Most multi-provider LLM tools rely on APIs — which often lag behind webapps in features (Code Interpreter, multimodal uploads, vendor-specific UI). GodMode takes the opposite approach: it embeds the full vendor webapps into a lightweight desktop webview so you can use each provider's latest features immediately and compare outputs side-by-side.
What Sets It Apart
- Webapp-first, not API-first: By running providers as webviews you get immediate access to features that appear on the official sites (e.g., Code Interpreter-like tools, file uploads) without waiting for API support. So what? You can test vendor-specific capabilities the moment they land.
- Synchronized input across panes: Type once at the bottom and submit to all configured webviews simultaneously (or focus a single pane to continue exploring). So what? Dramatically lowers friction for A/B comparisons and prompt iteration across providers.
- Lightweight desktop UX and keyboard-driven workflow: Quick-open (Cmd+Shift+G), Cmd+Enter send, pane popping (Cmd+1/2/3) and other shortcuts make it feel like a productivity tool rather than another browser tab. So what? Faster experimental loops for prompt engineers and researchers.
- Local model and community-friendly: Supports hooking to local GGML/text-generation-webui instances (via oobabooga) and can be built from source; the project captures community telemetry opt-in plans to gather comparative win rates. So what? Enables mixed experiments with closed and local models without committing to paid APIs.
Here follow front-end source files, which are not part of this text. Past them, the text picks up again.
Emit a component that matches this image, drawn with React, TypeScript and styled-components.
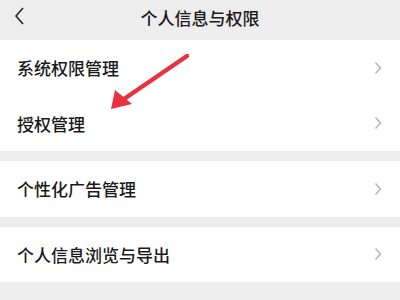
import styled, { createGlobalStyle } from 'styled-components';

const GlobalStyle = createGlobalStyle`
  html, body {
    margin: 0;
    padding: 0;
    background: #ededed;
  }
  body {
    font-family: "Noto Sans CJK SC", "Noto Sans", sans-serif;
  }
`;

const groups: string[][] = [
  ['系统权限管理', '授权管理'],
  ['个性化广告管理'],
  ['个人信息浏览与导出'],
];

const App = () => {
  return (
    <Page>
      <GlobalStyle />
      <Header>
        <BackButton>
          <svg width="12" height="20" viewBox="0 0 12 20">
            <path d="M10 2 L3 10 L10 18" fill="none" stroke="#222" strokeWidth="1.6" />
          </svg>
        </BackButton>
        <Title>个人信息与权限</Title>
      </Header>
      <Groups>
        {groups.map((rows, i) => (
          <Group key={i}>
            {rows.map(label => (
              <Row key={label}>
                <Label>{label}</Label>
                <svg width="8" height="14" viewBox="0 0 8 14">
                  <path d="M1.5 1.5 L6.5 7 L1.5 12.5" fill="none" stroke="#b3b3b3" strokeWidth="1.4" />
                </svg>
              </Row>
            ))}
          </Group>
        ))}
      </Groups>
      <Arrow width="400" height="300" viewBox="0 0 400 300">
        <line x1="187" y1="56" x2="124" y2="99" stroke="#e8323f" strokeWidth="4.5" strokeLinecap="round" />
        <polygon points="111,109 115,90 132,104" fill="#e8323f" />
      </Arrow>
    </Page>
  );
};

export default App;

const Page = styled.div`
  position: relative;
  width: 400px;
  height: 300px;
  background: #ededed;
  overflow: hidden;
`;

const Header = styled.div`
  position: relative;
  height: 40px;
  display: flex;
  align-items: center;
  justify-content: center;
  background: #ededed;
`;

const BackButton = styled.div`
  position: absolute;
  left: 13px;
  top: 6px;
  display: flex;
`;

const Title = styled.div`
  font-size: 17px;
  font-weight: 500;
  color: #1a1a1a;
  margin-top: -6px;
`;

const Groups = styled.div`
  display: flex;
  flex-direction: column;
  gap: 10px;
`;

const Group = styled.div`
  background: #fff;
  display: flex;
  flex-direction: column;
`;

const Row = styled.div`
  height: 55.5px;
  display: flex;
  align-items: center;
  justify-content: space-between;
  padding: 0 18px 0 17px;
  box-sizing: border-box;
`;

const Label = styled.div`
  font-size: 17px;
  font-weight: 500;
  color: #1a1a1a;
`;

const Arrow = styled.svg`
  position: absolute;
  left: 0;
  top: 0;
  pointer-events: none;
`;
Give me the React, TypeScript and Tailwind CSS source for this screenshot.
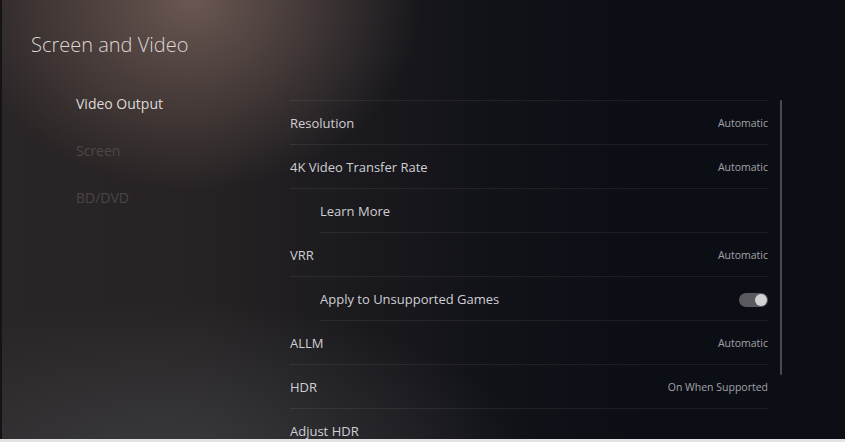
import React from "react";

type Row = {
  label: string;
  value?: string;
  indent?: boolean;
  toggle?: boolean;
};

const rows: Row[] = [
  { label: "Resolution", value: "Automatic" },
  { label: "4K Video Transfer Rate", value: "Automatic" },
  { label: "Learn More", indent: true },
  { label: "VRR", value: "Automatic" },
  { label: "Apply to Unsupported Games", indent: true, toggle: true },
  { label: "ALLM", value: "Automatic" },
  { label: "HDR", value: "On When Supported" },
  { label: "Adjust HDR" },
];

function Toggle() {
  return (
    <div className="flex h-[14px] w-[29px] items-center justify-end rounded-full bg-[#5a5a60] pr-[1px]">
      <div className="h-[12px] w-[12px] rounded-full bg-[#d2d2d4]" />
    </div>
  );
}

export default function App() {
  return (
    <div
      className="flex h-[442px] w-full flex-col overflow-hidden"
      style={{ fontFamily: '"Open Sans", "Noto Sans", sans-serif' }}
    >
      <div className="flex h-[439px] w-full flex-col border-l-2 border-[#141418] bg-[#0c0e15] bg-[image:radial-gradient(ellipse_230px_190px_at_190px_0px,rgba(128,104,96,0.75),rgba(60,50,50,0)),radial-gradient(ellipse_360px_170px_at_170px_470px,rgba(66,68,72,0.7),rgba(0,0,0,0)),linear-gradient(90deg,#2a2526_0px,#272324_200px,#1c1b1f_330px,#121319_480px,#0c0e15_640px,#0c0e15_100%)]">
        <div className="pl-[29px] pt-[31px] text-[20px] font-light leading-[28px] text-[#ddd6d3]">
          Screen and Video
        </div>
        <div className="mt-[34px] flex">
          <nav className="flex w-[288px] flex-col gap-[27px] pl-[74px] pt-[1px] text-[14px] leading-[20px]">
            <div className="text-[#dcd8d6]">Video Output</div>
            <div className="text-[#4d4849]">Screen</div>
            <div className="text-[#4a4647]">BD/DVD</div>
          </nav>
          <div className="flex">
            <div className="w-[478px] pt-[7px]">
              <div className="flex flex-col border-t border-white/[0.07]">
                {rows.map((r) => (
                  <div
                    key={r.label}
                    className={`flex h-[44px] shrink-0 items-center justify-between border-b border-white/[0.07] pt-[2px] ${
                      r.indent ? "ml-[30px]" : ""
                    }`}
                  >
                    <span className="text-[13px] text-[#cfcfd3]">{r.label}</span>
                    {r.value && (
                      <span className="text-[10.5px] text-[#a2a2a8]">{r.value}</span>
                    )}
                    {r.toggle && <Toggle />}
                  </div>
                ))}
              </div>
            </div>
            <div className="ml-[12px] mt-[7px] h-[275px] w-[2px] rounded-full bg-[#4a4c55]" />
          </div>
        </div>
      </div>
      <div className="h-[3px] w-full bg-[#e4e4e4]" />
    </div>
  );
}
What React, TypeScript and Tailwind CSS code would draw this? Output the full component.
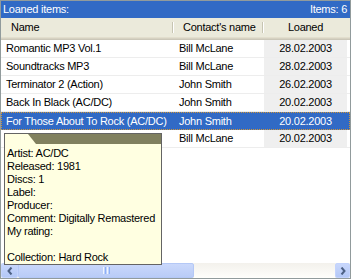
import React from "react";

const rows = [
  { name: "Romantic MP3 Vol.1", contact: "Bill McLane", date: "28.02.2003" },
  { name: "Soundtracks MP3", contact: "Bill McLane", date: "28.02.2003" },
  { name: "Terminator 2 (Action)", contact: "John Smith", date: "26.02.2003" },
  { name: "Back In Black (AC/DC)", contact: "John Smith", date: "20.02.2003" },
  { name: "For Those About To Rock (AC/DC)", contact: "John Smith", date: "20.02.2003", selected: true },
  { name: "", contact: "Bill McLane", date: "20.02.2003" },
];

const tipLines = [
  "Artist: AC/DC",
  "Released: 1981",
  "Discs: 1",
  "Label:",
  "Producer:",
  "Comment: Digitally Remastered",
  "My rating:",
  "\u00a0",
  "Collection: Hard Rock",
];

function Divider() {
  return (
    <div className="absolute right-0 top-[4px] bottom-[4px] flex">
      <div className="w-px bg-[#c7c5b2]" />
      <div className="w-px bg-white" />
    </div>
  );
}

export default function App() {
  return (
    <div
      className="relative w-[351px] h-[279px] bg-white border border-[#919b9c] overflow-hidden flex flex-col text-[11px] tracking-[-0.25px] text-black"
      style={{ fontFamily: '"Liberation Sans", Arial, sans-serif' }}
    >
      {/* title bar */}
      <div className="h-[17px] shrink-0 bg-[#316ac5] text-white flex items-center justify-between pl-[2px] pr-[3px] leading-none">
        <span>Loaned items:</span>
        <span>Items: 6</span>
      </div>
      {/* header */}
      <div className="h-[22px] shrink-0 bg-[#ebeadb] flex flex-col">
        <div className="flex-1 flex leading-none">
          <div className="relative w-[173px] flex items-center pl-[10px]">
            Name
            <Divider />
          </div>
          <div className="relative w-[90px] flex items-center pl-[9px]">
            Contact's name
            <Divider />
          </div>
          <div className="w-[83px] flex items-center justify-center">Loaned</div>
        </div>
        <div className="h-px bg-[#e2decd]" />
        <div className="h-px bg-[#d6d2c2]" />
        <div className="h-px bg-[#cbc7b8]" />
      </div>
      {/* rows */}
      <div className="flex-1 flex flex-col">
        {rows.map((r, i) =>
          r.selected ? (
            <div
              key={i}
              className="h-[18px] shrink-0 flex bg-[#316ac5] text-white border border-dotted border-[#ce953a] leading-none"
            >
              <div className="w-[172px] flex items-center pl-[4px] whitespace-nowrap">{r.name}</div>
              <div className="w-[90px] flex items-center pl-[5px]">{r.contact}</div>
              <div className="w-[83px] flex items-center justify-center">{r.date}</div>
            </div>
          ) : (
            <div key={i} className="h-[18px] shrink-0 flex border-b border-[#ededed] leading-none">
              <div className="w-[173px] flex items-center pl-[5px] whitespace-nowrap">{r.name}</div>
              <div className="w-[90px] flex items-center pl-[5px]">{r.contact}</div>
              <div className="w-[83px] flex items-center justify-center bg-[#efefef]">{r.date}</div>
            </div>
          )
        )}
      </div>
      {/* horizontal scrollbar */}
      <div className="h-[15px] shrink-0 flex bg-[#f4f3ee]">
        <div className="w-[17px] h-full rounded-[2px] border border-[#c3d3fd] bg-gradient-to-b from-[#c8d7fc] to-[#b4c8f6] flex items-center justify-center">
          <svg width="6" height="8" viewBox="0 0 6 8">
            <path d="M4.5 0.5 L1.5 4 L4.5 7.5" stroke="#4d6185" strokeWidth="2" fill="none" />
          </svg>
        </div>
        <div className="w-[176px] h-full rounded-[2px] border border-[#b4c8f6] bg-gradient-to-b from-[#cad8fb] to-[#b9ccf7] flex items-center justify-center">
          <div className="flex gap-px">
            <div className="w-px h-[7px] bg-[#eef4fe]" />
            <div className="w-px h-[7px] bg-[#8cb0f8]" />
            <div className="w-px h-[7px] bg-[#eef4fe]" />
            <div className="w-px h-[7px] bg-[#8cb0f8]" />
          </div>
        </div>
        <div className="flex-1 bg-gradient-to-b from-[#f3f1ec] to-[#fefefb]" />
        <div className="w-[15px] h-full rounded-[2px] border border-[#c3d3fd] bg-gradient-to-b from-[#c8d7fc] to-[#b4c8f6] flex items-center justify-center">
          <svg width="6" height="8" viewBox="0 0 6 8">
            <path d="M1.5 0.5 L4.5 4 L1.5 7.5" stroke="#4d6185" strokeWidth="2" fill="none" />
          </svg>
        </div>
      </div>

      {/* tooltip */}
      <div className="absolute left-[3px] top-[132px] w-[158px] h-[132px] bg-[#ffffe1] border border-[#646464] flex flex-col">
        <svg width="156" height="10" viewBox="0 0 156 10" className="block shrink-0">
          <polygon points="23,0 156,0 156,10 31,10" fill="#80805f" />
        </svg>
        <div className="pl-[2px] pt-[3px] leading-[13px] whitespace-pre">
          {tipLines.map((l, i) => (
            <div key={i} className="h-[13px]">
              {l}
            </div>
          ))}
        </div>
      </div>
    </div>
  );
}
Who it's for — and tradeoffs
Great fit if you: prompt-engineer across multiple providers, need to compare vendor features day-one, or prefer a desktop quick-switch UI for chat workloads. It’s also useful for researchers who want combined signals from closed and local models.
Look elsewhere if you: require enterprise-grade single-sign-on or audited binaries (Windows/Linux builds are available but were recently added and need polish), need a strictly API-based reproducible pipeline, or must avoid any browser-login flows for security reasons. There are known authentication quirks (notably with some Google/Bard flows) and some platform builds may trigger OS warnings until code-signing is complete.
Where it fits
GodMode sits between web aggregators (nat.dev, ChatALL) and a full browser workflow: faster than managing many tabs, more faithful to vendor features than API wrappers, and more focused than a general-purpose aggregator. With ~4.9k stars and active contributions, it’s practical for power users who value immediacy and comparison over API-centric reproducibility.
If you want to extend it, the repo encourages PRs (providers, UI polish, platform packaging), and the codebase makes it straightforward to add custom provider hooks or improve local model integrations.